The Mars Express spacecraft recently celebrated 20 years in space by taking a nostalgic look back at Earth and the moon from the Red Planet. The images captured by the European Space Agency (ESA) craft show our planet and its natural satellite as little more than a large white dot crossed by a smaller white dot.
And while this may not be the most spectacular image from space ever seen, the Mars Express picture demonstrates the distance between Earth and the Red Planet and what an achievement it is to put vehicles on and around our neighbor planet.
Related: The climate of Mars changed dramatically 400,000 years ago, Chinese rover finds
The images elicit comparisons to the famous image of Earth taken in Feb. 1990 by the Voyager 1 spacecraft, in which our planet also appeared as little more than a speck, which has been dubbed the “Pale Blue Dot.” The image moved astronomer and science communicator Carl Sagan to reflect on the fragility of Earth and humanity’s responsibility to care for the only planet we know to harbor life. And even though three decades have passed since Sagan elucidated that message, it has never seemed more important.

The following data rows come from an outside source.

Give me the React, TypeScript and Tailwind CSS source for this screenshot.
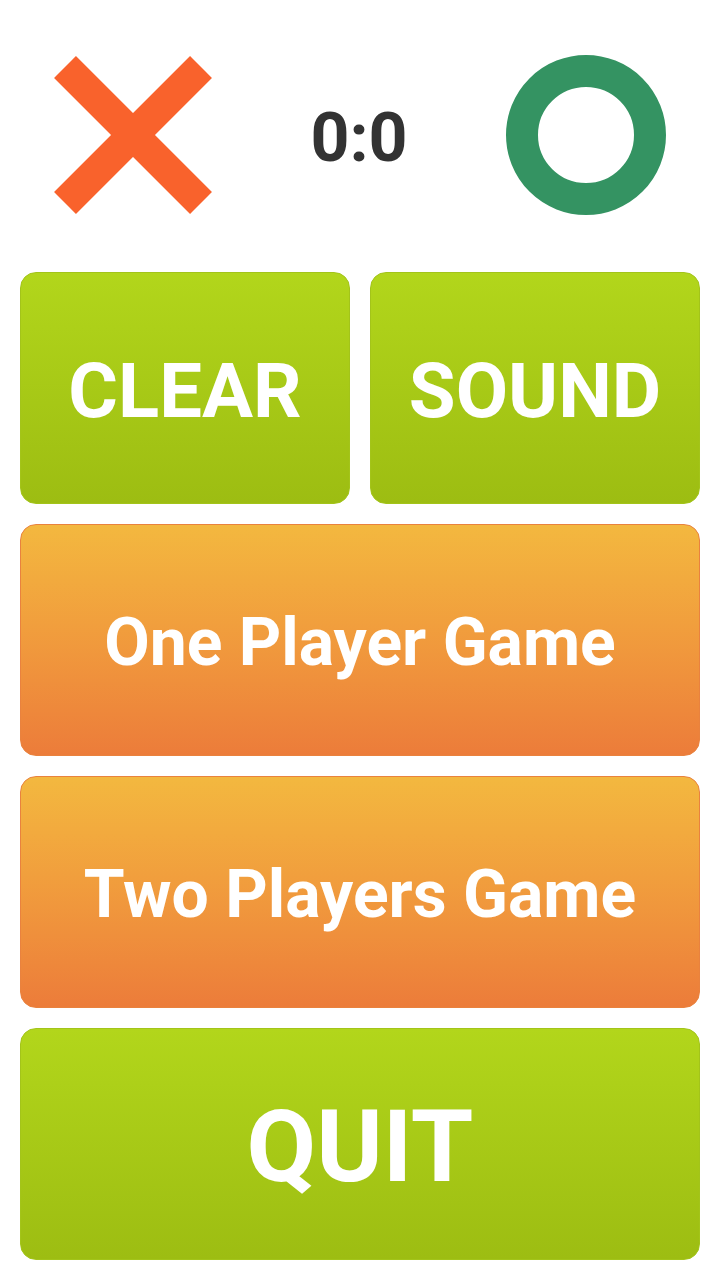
import React from "react";

const font = { fontFamily: "Roboto, 'Liberation Sans', sans-serif" };

function GreenBtn({ children, className = "" }: { children: React.ReactNode; className?: string }) {
  return (
    <div
      className={`flex items-center justify-center rounded-[16px] border border-[#a3c41a] bg-gradient-to-b from-[#b2d61b] to-[#9dbd12] pt-[6px] text-white font-bold ${className}`}
    >
      {children}
    </div>
  );
}

function OrangeBtn({ children }: { children: React.ReactNode }) {
  return (
    <div className="flex h-[232px] items-center justify-center rounded-[16px] border border-[#e9823e] bg-gradient-to-b from-[#f3b83f] to-[#ec7c3a] pt-[4px] text-[66px] font-bold text-white">
      {children}
    </div>
  );
}

export default function App() {
  return (
    <div className="flex h-[1280px] w-[720px] flex-col bg-white" style={font}>
      <div className="flex h-[272px] items-center justify-between px-[54px] pb-[2px]">
        <svg width="158" height="158" viewBox="0 0 158 158">
          <line x1="11" y1="11" x2="147" y2="147" stroke="#f9622c" strokeWidth="31" />
          <line x1="147" y1="11" x2="11" y2="147" stroke="#f9622c" strokeWidth="31" />
        </svg>
        <div className="pt-[6px] text-[68px] font-bold leading-none text-[#333333]">0:0</div>
        <svg width="160" height="160" viewBox="0 0 160 160">
          <circle cx="80" cy="80" r="64" fill="none" stroke="#349362" strokeWidth="32" />
        </svg>
      </div>
      <div className="flex flex-col gap-[20px] px-[20px]">
        <div className="flex gap-[20px]">
          <GreenBtn className="h-[232px] flex-1 text-[76px]">CLEAR</GreenBtn>
          <GreenBtn className="h-[232px] flex-1 text-[76px]">SOUND</GreenBtn>
        </div>
        <OrangeBtn>One Player Game</OrangeBtn>
        <OrangeBtn>Two Players Game</OrangeBtn>
        <GreenBtn className="h-[232px] text-[101px]">QUIT</GreenBtn>
      </div>
    </div>
  );
}
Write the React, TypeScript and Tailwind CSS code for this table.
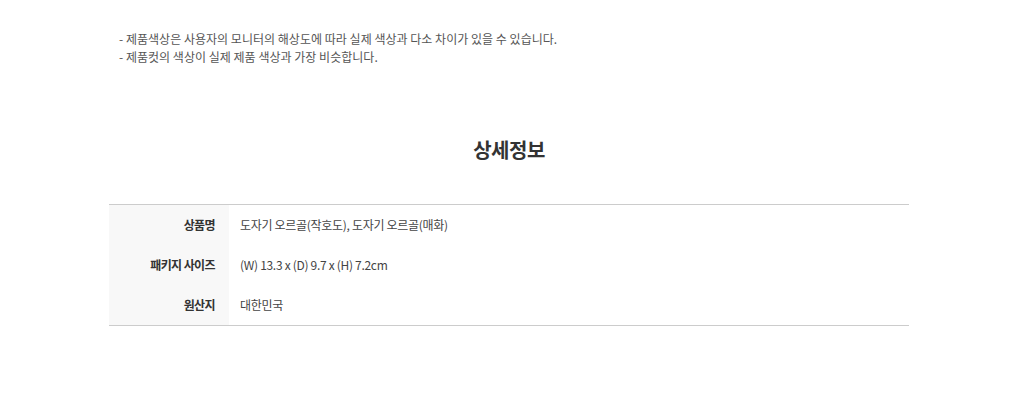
import React from 'react';

const rows = [
  { label: '상품명', value: '도자기 오르골(작호도), 도자기 오르골(매화)' },
  { label: '패키지 사이즈', value: '(W) 13.3 x (D) 9.7 x (H) 7.2cm' },
  { label: '원산지', value: '대한민국' },
];

const App: React.FC = () => {
  return (
    <div className="w-full min-h-screen bg-white font-['Noto_Sans_CJK_KR','Noto_Sans',sans-serif]">
      <div className="w-[800px] ml-[109px] pt-[30px]">
        <ul className="px-[10px] text-[12px] leading-[18px] text-[#555] tracking-[0.02px]">
          <li>- 제품색상은 사용자의 모니터의 해상도에 따라 실제 색상과 다소 차이가 있을 수 있습니다.</li>
          <li>- 제품컷의 색상이 실제 제품 색상과 가장 비슷합니다.</li>
        </ul>

        <h2 className="mt-[69px] text-center text-[20px] leading-[30px] font-bold text-[#333] tracking-[-0.5px]">상세정보</h2>

        <table className="mt-[39px] w-full border-t border-b border-[#ccc] border-separate border-spacing-0 text-[12px] tracking-[-0.3px]">
          <tbody>
            {rows.map((r) => (
              <tr key={r.label} className="h-[40px]">
                <th className="w-[120px] bg-[#f8f8f8] pr-[14px] text-right font-bold text-[#333] tracking-[-0.6px]">{r.label}</th>
                <td className="pl-[11px] text-left text-[#444]">{r.value}</td>
              </tr>
            ))}
          </tbody>
        </table>
      </div>
    </div>
  );
};

export default App;
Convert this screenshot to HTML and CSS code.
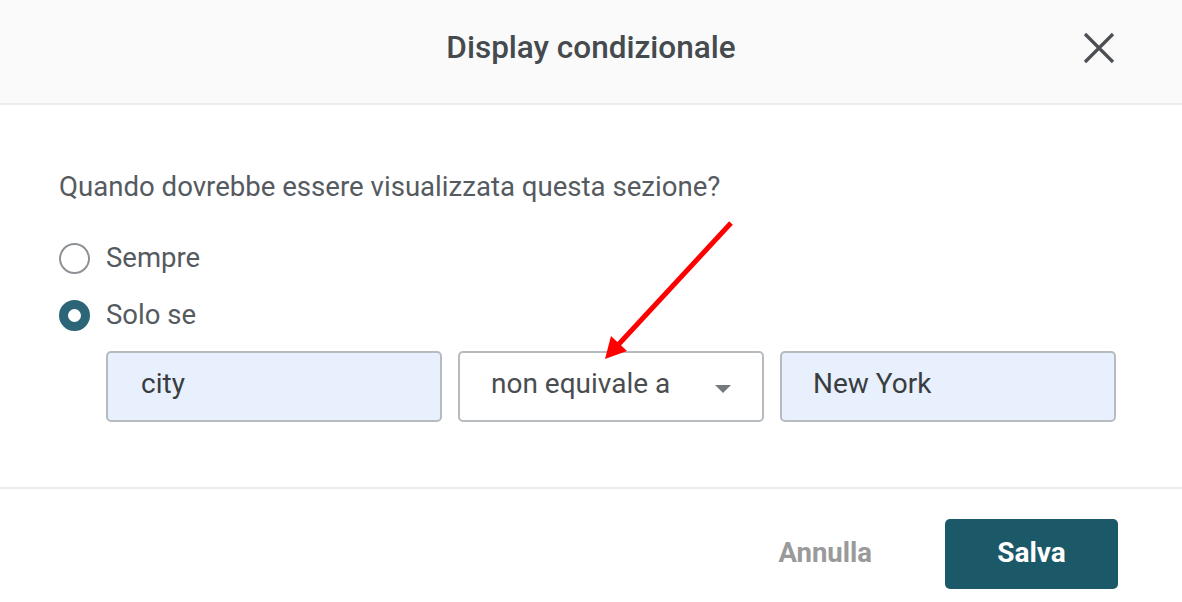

“On the special occasion of Mars Express’s 20th anniversary since launch, we wanted to bring Carl Sagan’s reflections back to the present day, in which the worsening climate and ecological crisis make them more valid than ever,” part of the team behind the image and University of the Basque Country researcher Jorge Hernández Bernal said in a statement.
“In these simple snapshots from Mars Express, Earth has the equivalent size as an ant seen from a distance of 100 meters, and we are all in there. Even though we have seen images like these before, it is still humbling to pause and think: We need to look after the pale blue dot, there is no planet B.”
The Mars Express spacecraft set off from Russia’s Baikonur Cosmodrome launch complex in Kazakhstan on June 2, 2003. The Mars Express caught its first image from space on July 3, 2020, as it looked back at Earth and the moon when it was just 5 million miles (8 million kilometers) from home.
An image captured by the Mars Express spacecraft in 2003 as it bid farewell to the Earth and the moon (Image credit: ESA)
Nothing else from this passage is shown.